## Records supplied
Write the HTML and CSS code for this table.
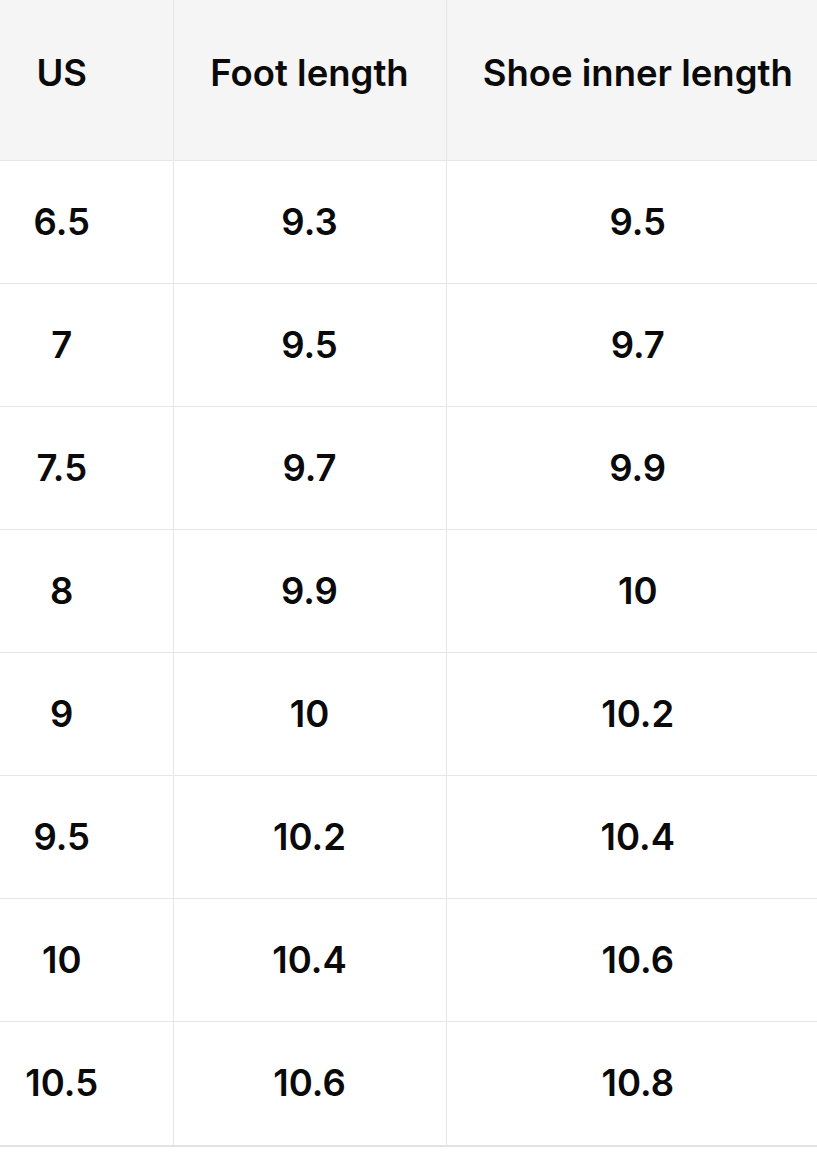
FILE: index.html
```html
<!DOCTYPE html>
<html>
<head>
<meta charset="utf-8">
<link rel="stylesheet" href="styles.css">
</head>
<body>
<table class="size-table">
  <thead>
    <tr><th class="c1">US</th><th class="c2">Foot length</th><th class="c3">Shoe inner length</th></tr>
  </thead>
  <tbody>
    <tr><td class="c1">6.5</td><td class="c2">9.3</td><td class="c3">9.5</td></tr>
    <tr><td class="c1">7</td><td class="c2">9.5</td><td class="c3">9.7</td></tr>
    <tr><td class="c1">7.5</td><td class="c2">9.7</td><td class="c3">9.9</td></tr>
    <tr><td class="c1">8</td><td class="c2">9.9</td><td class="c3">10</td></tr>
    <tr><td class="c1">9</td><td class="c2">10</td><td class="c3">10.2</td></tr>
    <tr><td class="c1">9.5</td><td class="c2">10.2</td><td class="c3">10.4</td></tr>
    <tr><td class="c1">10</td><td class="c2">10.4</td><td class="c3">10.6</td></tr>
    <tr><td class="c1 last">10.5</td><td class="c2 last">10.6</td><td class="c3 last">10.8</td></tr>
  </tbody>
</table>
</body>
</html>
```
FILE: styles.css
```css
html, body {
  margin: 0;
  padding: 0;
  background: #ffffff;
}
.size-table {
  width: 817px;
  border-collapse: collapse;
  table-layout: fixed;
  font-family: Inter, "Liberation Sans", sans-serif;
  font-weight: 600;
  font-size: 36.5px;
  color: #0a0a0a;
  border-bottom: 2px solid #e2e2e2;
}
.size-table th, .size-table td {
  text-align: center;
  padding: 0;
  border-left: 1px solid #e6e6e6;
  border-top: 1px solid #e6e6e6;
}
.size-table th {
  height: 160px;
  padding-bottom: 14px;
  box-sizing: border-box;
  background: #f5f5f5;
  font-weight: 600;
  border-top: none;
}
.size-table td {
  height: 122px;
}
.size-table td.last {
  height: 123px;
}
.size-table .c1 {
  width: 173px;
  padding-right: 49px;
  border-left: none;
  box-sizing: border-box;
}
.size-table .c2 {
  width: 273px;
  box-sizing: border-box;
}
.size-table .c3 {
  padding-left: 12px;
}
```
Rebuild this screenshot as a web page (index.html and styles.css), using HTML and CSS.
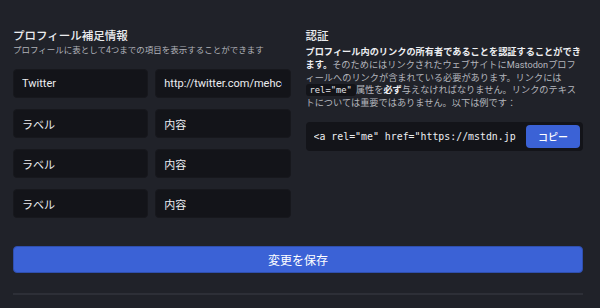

## Task statement
Print all entries exactly. The images do not belong in the copy.

## Written reply
Write the HTML and CSS code for this table.
FILE: index.html
```html
<!DOCTYPE html>
<html>
<head>
<meta charset="utf-8">
<link rel="stylesheet" href="styles.css">
</head>
<body>
<table class="size-table">
  <thead>
    <tr><th class="c1">US</th><th class="c2">Foot length</th><th class="c3">Shoe inner length</th></tr>
  </thead>
  <tbody>
    <tr><td class="c1">6.5</td><td class="c2">9.3</td><td class="c3">9.5</td></tr>
    <tr><td class="c1">7</td><td class="c2">9.5</td><td class="c3">9.7</td></tr>
    <tr><td class="c1">7.5</td><td class="c2">9.7</td><td class="c3">9.9</td></tr>
    <tr><td class="c1">8</td><td class="c2">9.9</td><td class="c3">10</td></tr>
    <tr><td class="c1">9</td><td class="c2">10</td><td class="c3">10.2</td></tr>
    <tr><td class="c1">9.5</td><td class="c2">10.2</td><td class="c3">10.4</td></tr>
    <tr><td class="c1">10</td><td class="c2">10.4</td><td class="c3">10.6</td></tr>
    <tr><td class="c1 last">10.5</td><td class="c2 last">10.6</td><td class="c3 last">10.8</td></tr>
  </tbody>
</table>
</body>
</html>
```
FILE: styles.css
```css
html, body {
  margin: 0;
  padding: 0;
  background: #ffffff;
}
.size-table {
  width: 817px;
  border-collapse: collapse;
  table-layout: fixed;
  font-family: Inter, "Liberation Sans", sans-serif;
  font-weight: 600;
  font-size: 36.5px;
  color: #0a0a0a;
  border-bottom: 2px solid #e2e2e2;
}
.size-table th, .size-table td {
  text-align: center;
  padding: 0;
  border-left: 1px solid #e6e6e6;
  border-top: 1px solid #e6e6e6;
}
.size-table th {
  height: 160px;
  padding-bottom: 14px;
  box-sizing: border-box;
  background: #f5f5f5;
  font-weight: 600;
  border-top: none;
}
.size-table td {
  height: 122px;
}
.size-table td.last {
  height: 123px;
}
.size-table .c1 {
  width: 173px;
  padding-right: 49px;
  border-left: none;
  box-sizing: border-box;
}
.size-table .c2 {
  width: 273px;
  box-sizing: border-box;
}
.size-table .c3 {
  padding-left: 12px;
}
```
Rebuild this screenshot as a web page (index.html and styles.css), using HTML and CSS.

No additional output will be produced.